In the fashion industry, a conflict is brewing between the wallets of buyers and their consciousness. From the rise of Zara and H&M to brands like Boohoo, citizens have grown accustomed to the mass market and are now updating their wardrobe quickly and cheaply. But at the same time, consumers have a growing desire to harm the planet as little as possible with such behavior, because the textile industry can cause significant damage to the environment. Now clothing manufacturers are trying to bring fashion in line with the principles of a sustainable economy. Is green really the new black now?

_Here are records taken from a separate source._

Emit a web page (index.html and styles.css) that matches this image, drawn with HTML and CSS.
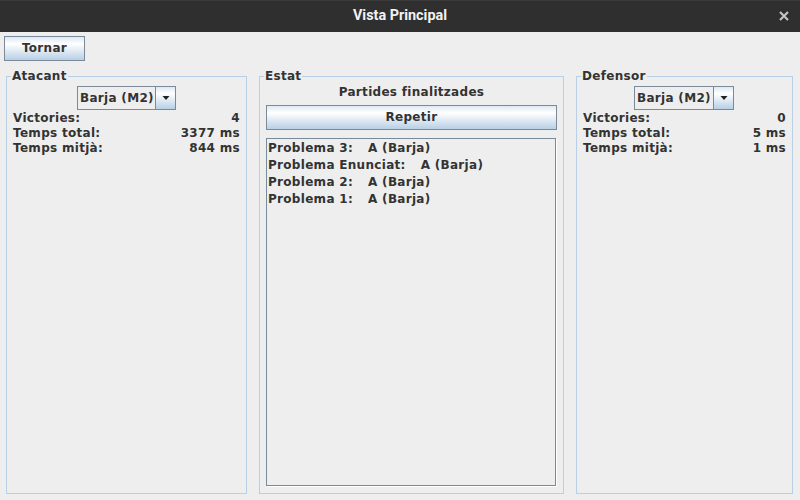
FILE: index.html
```html
<!DOCTYPE html>
<html lang="ca">
<head>
<meta charset="utf-8">
<title>Vista Principal</title>
<link rel="stylesheet" href="styles.css">
</head>
<body>
<div class="window">
  <header class="titlebar">
    <span></span>
    <span class="title">Vista Principal</span>
    <span class="close-wrap">
      <svg class="close" width="10" height="10" viewBox="0 0 10 10"><path d="M1 1 L9 9 M9 1 L1 9" stroke="#c4c4c4" stroke-width="2.2" fill="none"/></svg>
    </span>
  </header>
  <div class="toolbar">
    <button class="btn tornar">Tornar</button>
  </div>
  <main class="panels">
    <fieldset class="panel atacant">
      <legend>Atacant</legend>
      <div class="combo">
        <span class="combo-text">Barja (M2)</span>
        <span class="combo-btn"><svg width="8" height="5" viewBox="0 0 8 5"><path d="M0.5 0 L7.5 0 L4 4 Z" fill="#222"/></svg></span>
      </div>
      <div class="stats">
        <div class="row"><span>Victories:</span><span>4</span></div>
        <div class="row"><span>Temps total:</span><span>3377 ms</span></div>
        <div class="row"><span>Temps mitjà:</span><span>844 ms</span></div>
      </div>
    </fieldset>
    <fieldset class="panel estat">
      <legend>Estat</legend>
      <div class="estat-title">Partides finalitzades</div>
      <button class="btn repetir">Repetir</button>
      <div class="list">
        <div class="item"><span>Problema 3:</span><span class="res">A (Barja)</span></div>
        <div class="item"><span>Problema Enunciat:</span><span class="res">A (Barja)</span></div>
        <div class="item"><span>Problema 2:</span><span class="res">A (Barja)</span></div>
        <div class="item"><span>Problema 1:</span><span class="res">A (Barja)</span></div>
      </div>
    </fieldset>
    <fieldset class="panel defensor">
      <legend>Defensor</legend>
      <div class="combo">
        <span class="combo-text">Barja (M2)</span>
        <span class="combo-btn"><svg width="8" height="5" viewBox="0 0 8 5"><path d="M0.5 0 L7.5 0 L4 4 Z" fill="#222"/></svg></span>
      </div>
      <div class="stats">
        <div class="row"><span>Victories:</span><span>0</span></div>
        <div class="row"><span>Temps total:</span><span>5 ms</span></div>
        <div class="row"><span>Temps mitjà:</span><span>1 ms</span></div>
      </div>
    </fieldset>
  </main>
</div>
</body>
</html>
```

FILE: styles.css
```css
* { box-sizing: border-box; }
html, body { margin: 0; padding: 0; }
body {
  width: 800px;
  height: 500px;
  overflow: hidden;
  background: #eeeeee;
  font-family: "DejaVu Sans", "Liberation Sans", sans-serif;
  font-weight: bold;
  font-size: 12px;
  line-height: 15px;
  letter-spacing: 0.3px;
  color: #333333;
}
.window {
  display: flex;
  flex-direction: column;
  height: 500px;
}
.titlebar {
  height: 32px;
  flex: none;
  background: #2f2f2f;
  border-top: 1px solid #3b3b3b;
  display: grid;
  grid-template-columns: 1fr auto 1fr;
  align-items: center;
  letter-spacing: 0;
}
.title {
  font-family: Roboto, "Liberation Sans", sans-serif;
  font-weight: bold;
  font-size: 14.4px;
  color: #f2f2f2;
  line-height: 16px;
  padding-bottom: 1px;
}
.close-wrap {
  display: flex;
  justify-content: flex-end;
  padding-right: 11px;
  padding-bottom: 1px;
}
.close { display: block; }
.toolbar {
  flex: none;
  padding: 4px 0 0 4px;
  height: 29px;
}
.btn {
  font: inherit;
  letter-spacing: 0.3px;
  color: #333333;
  border: 1px solid #7a8a99;
  border-radius: 0;
  background: linear-gradient(to bottom, #dde8f3 0%, #ffffff 30%, #b8cfe5 100%);
  padding: 0;
  margin: 0;
  height: 25px;
  line-height: 15px;
  display: block;
}
.tornar { width: 81px; }
.panels {
  flex: 1;
  display: flex;
  gap: 12px;
  padding: 8px 7px 6px 6px;
  min-height: 0;
}
.panel {
  margin: 0;
  padding: 0 6px 6px;
  border: 1px solid #b8cfe5;
  min-width: 0;
  display: flex;
  flex-direction: column;
}
.panel legend {
  padding: 0 1px;
  margin-left: -2px;
  line-height: 15px;
  color: #333333;
}
.atacant { width: 241px; flex: none; }
.estat { width: 305px; flex: none; }
.defensor { width: 217px; flex: none; }
.combo {
  align-self: center;
  margin-top: 2px;
  width: 99px;
  height: 24px;
  border: 1px solid #7a8a99;
  display: flex;
  background: #eeeeee;
}
.defensor .combo { width: 100px; margin-left: -1px; }
.combo-text {
  flex: 1;
  padding-left: 2px;
  line-height: 22px;
  white-space: nowrap;
}
.combo-btn {
  width: 20px;
  flex: none;
  border-left: 1px solid #7a8a99;
  background: linear-gradient(to bottom, #dde8f3 0%, #ffffff 30%, #b8cfe5 100%);
  display: flex;
  align-items: center;
  justify-content: center;
}
.combo-btn svg { display: block; }
.stats { margin-top: 1px; }
.row {
  display: flex;
  justify-content: space-between;
  line-height: 15px;
}
.estat-title {
  text-align: center;
  margin-top: 1px;
}
.repetir {
  width: 100%;
  margin-top: 5px;
}
.list {
  flex: 1;
  margin-top: 8px;
  margin-right: 1px;
  margin-bottom: 1px;
  border: 1px solid #7a8a99;
  box-shadow: 1px 1px 0 #ffffff;
  padding: 1px 1px;
}
.item {
  line-height: 17px;
  white-space: nowrap;
}
.res { margin-left: 15px; }
```
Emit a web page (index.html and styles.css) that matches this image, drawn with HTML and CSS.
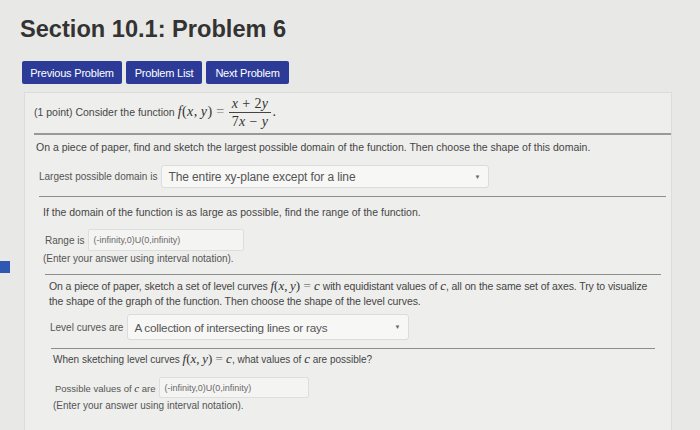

1. What is sustainable fashion?

It’s a movement to make clothes more sustainable by making changes at the design, production, distribution and disposal stages. The task is to get away from the principles of “fast fashion” – high-speed production of clothes, by the way, not always cheap. Speed ​​is needed due to constantly changing tastes and trends, which leads to a one-time attitude towards such things on the part of consumers. There is also the theme of caring for animals, and the theme of social responsibility of the industry. In the latter case, we are talking about the fight against child labor and poor working conditions in developing countries.

2. How do clothes harm the environment?

With global apparel production doubling over the past 15 years, CO2 emissions from the textile industry are higher than those of the shipping and international travel industries combined. Cotton and polyester account for 85% of the raw materials in the production of clothing, and both of these materials are far from environmentally friendly.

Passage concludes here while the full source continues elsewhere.